Over the next decade, as I was raising my family (my husband and I went on to have 4 sons), I made lateral moves to IT, Marketing, Procurement and Supply Chain at HP. I left and worked at two Linux server start ups and then returned to HP shifting to go-to-market and sales. Sales, you say? What does that have to do with technology?

During the Mark Hurd era, sales was becoming more of a science than art. Concepts like total addressable market (TAM), share of wallet (SOW), and propensity to buy introduced the need for complex technical algorithms to determine quotas, assign territories, forecast outcomes, and track quota attainment. I was drawn to this new function and applied my technical skills to mature sales into a data-driven function. I later had the opportunity to bring this approach to similar roles at Intuit, Informatica, and VMware.

I initially received an offer at VMware to run the Americas Sales Strategy and Operations team. However, with the Dell acquisition of EMC that role did not materialize. During this time, I fostered a meaningful relationship with VMware’s Chief People Officer, Betsy Sutter, who was determined to bring me on board. Leveraging my technical background, I interviewed for the role of central engineering (R&D Operations and Central services). My ability to use technology to achieve business outcomes was attractive to the CTO and I got the job.

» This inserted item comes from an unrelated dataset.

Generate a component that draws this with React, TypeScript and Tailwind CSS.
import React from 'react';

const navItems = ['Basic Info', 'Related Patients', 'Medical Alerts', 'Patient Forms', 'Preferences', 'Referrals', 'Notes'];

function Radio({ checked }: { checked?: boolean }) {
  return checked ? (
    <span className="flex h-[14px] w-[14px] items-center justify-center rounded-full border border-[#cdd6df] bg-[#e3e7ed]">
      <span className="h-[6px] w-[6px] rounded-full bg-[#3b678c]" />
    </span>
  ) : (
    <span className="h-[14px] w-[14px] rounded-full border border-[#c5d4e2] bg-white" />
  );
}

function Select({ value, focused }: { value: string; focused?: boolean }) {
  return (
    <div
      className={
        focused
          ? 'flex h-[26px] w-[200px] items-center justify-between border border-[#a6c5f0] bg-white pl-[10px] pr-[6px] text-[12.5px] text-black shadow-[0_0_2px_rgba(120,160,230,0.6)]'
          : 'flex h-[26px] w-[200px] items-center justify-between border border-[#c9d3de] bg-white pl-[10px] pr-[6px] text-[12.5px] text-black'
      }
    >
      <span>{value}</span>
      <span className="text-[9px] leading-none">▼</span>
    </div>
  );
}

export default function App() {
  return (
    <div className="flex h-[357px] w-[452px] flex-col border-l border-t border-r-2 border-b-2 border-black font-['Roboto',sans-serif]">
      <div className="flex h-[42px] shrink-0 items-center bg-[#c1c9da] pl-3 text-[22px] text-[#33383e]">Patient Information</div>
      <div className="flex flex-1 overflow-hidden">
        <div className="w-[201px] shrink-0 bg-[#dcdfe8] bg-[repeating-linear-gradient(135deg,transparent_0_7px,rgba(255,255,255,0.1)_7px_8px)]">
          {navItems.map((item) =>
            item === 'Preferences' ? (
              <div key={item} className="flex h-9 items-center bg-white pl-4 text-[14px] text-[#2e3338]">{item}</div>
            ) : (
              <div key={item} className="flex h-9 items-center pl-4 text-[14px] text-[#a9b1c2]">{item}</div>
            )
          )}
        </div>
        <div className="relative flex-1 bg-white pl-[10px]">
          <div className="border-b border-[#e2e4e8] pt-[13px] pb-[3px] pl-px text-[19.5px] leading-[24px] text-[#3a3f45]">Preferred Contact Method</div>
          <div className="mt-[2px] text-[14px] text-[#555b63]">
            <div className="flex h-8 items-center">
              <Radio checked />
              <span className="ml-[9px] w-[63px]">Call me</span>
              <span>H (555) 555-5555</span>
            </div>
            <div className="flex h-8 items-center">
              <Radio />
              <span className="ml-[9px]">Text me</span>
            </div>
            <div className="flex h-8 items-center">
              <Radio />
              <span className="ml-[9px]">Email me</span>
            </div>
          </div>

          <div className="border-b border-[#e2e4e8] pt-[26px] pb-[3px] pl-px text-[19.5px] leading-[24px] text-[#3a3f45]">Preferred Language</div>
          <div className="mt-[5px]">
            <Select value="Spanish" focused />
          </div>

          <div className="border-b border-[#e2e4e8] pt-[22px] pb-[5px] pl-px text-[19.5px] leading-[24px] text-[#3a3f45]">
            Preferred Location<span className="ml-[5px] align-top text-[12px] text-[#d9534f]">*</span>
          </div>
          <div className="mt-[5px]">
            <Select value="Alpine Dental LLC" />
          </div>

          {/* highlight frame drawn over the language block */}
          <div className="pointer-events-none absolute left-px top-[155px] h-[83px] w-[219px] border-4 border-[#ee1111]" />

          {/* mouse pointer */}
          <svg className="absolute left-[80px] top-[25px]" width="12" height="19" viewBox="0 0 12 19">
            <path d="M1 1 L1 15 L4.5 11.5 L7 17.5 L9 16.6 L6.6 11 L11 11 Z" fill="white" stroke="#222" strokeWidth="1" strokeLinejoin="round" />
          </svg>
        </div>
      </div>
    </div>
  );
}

Over the next several years, we transformed this central engineering function to significantly enhance the product experience across areas like performance engineering, security engineering, globalization, localization, R&D enablement, and release management, while also driving efficiencies and scale. Today, I serve as the Senior Vice President of SaaS Engineering at Nutanix, a leading hybrid and multicloud enterprise software company. I lead a talented team of product managers, developers, and data scientists. Our mission is to drive world-class customer, partner and employee experiences through data-driven innovation. SaaS Engineering is at the intersection of people, process and technology and we employ systems thinking focused on impactful end-to-end experiences for our internal and external stakeholders. We are constantly integrating our technical skills with business outcomes that truly matter.

Recently, I was honored to be nominated by Jade Global, an IT consulting company, for the Stevie Award in the category of Woman of the Year - Technology. I was fortunate to be one of the finalists and will be heading to NYC in early November to see if I receive a gold, silver or bronze prize. Regardless of the outcome, the recognition itself is a win for me. From that young girl who discovered math to a working wife and mother who has navigated both engineering and go-to-market functions at the highest levels, technology has always been the theme of my career. While the number of women in STEM isn’t rising as expected–perhaps because these careers seem too daunting– I am living proof that you don’t need to be a rocket scientist to have a successful career in STEM.

About:

Kathy Chou is Senior Vice President of SaaS Engineering at Nutanix. Her team is responsible for building secure and scalable SaaS applications and systems across the entire customer life cycle.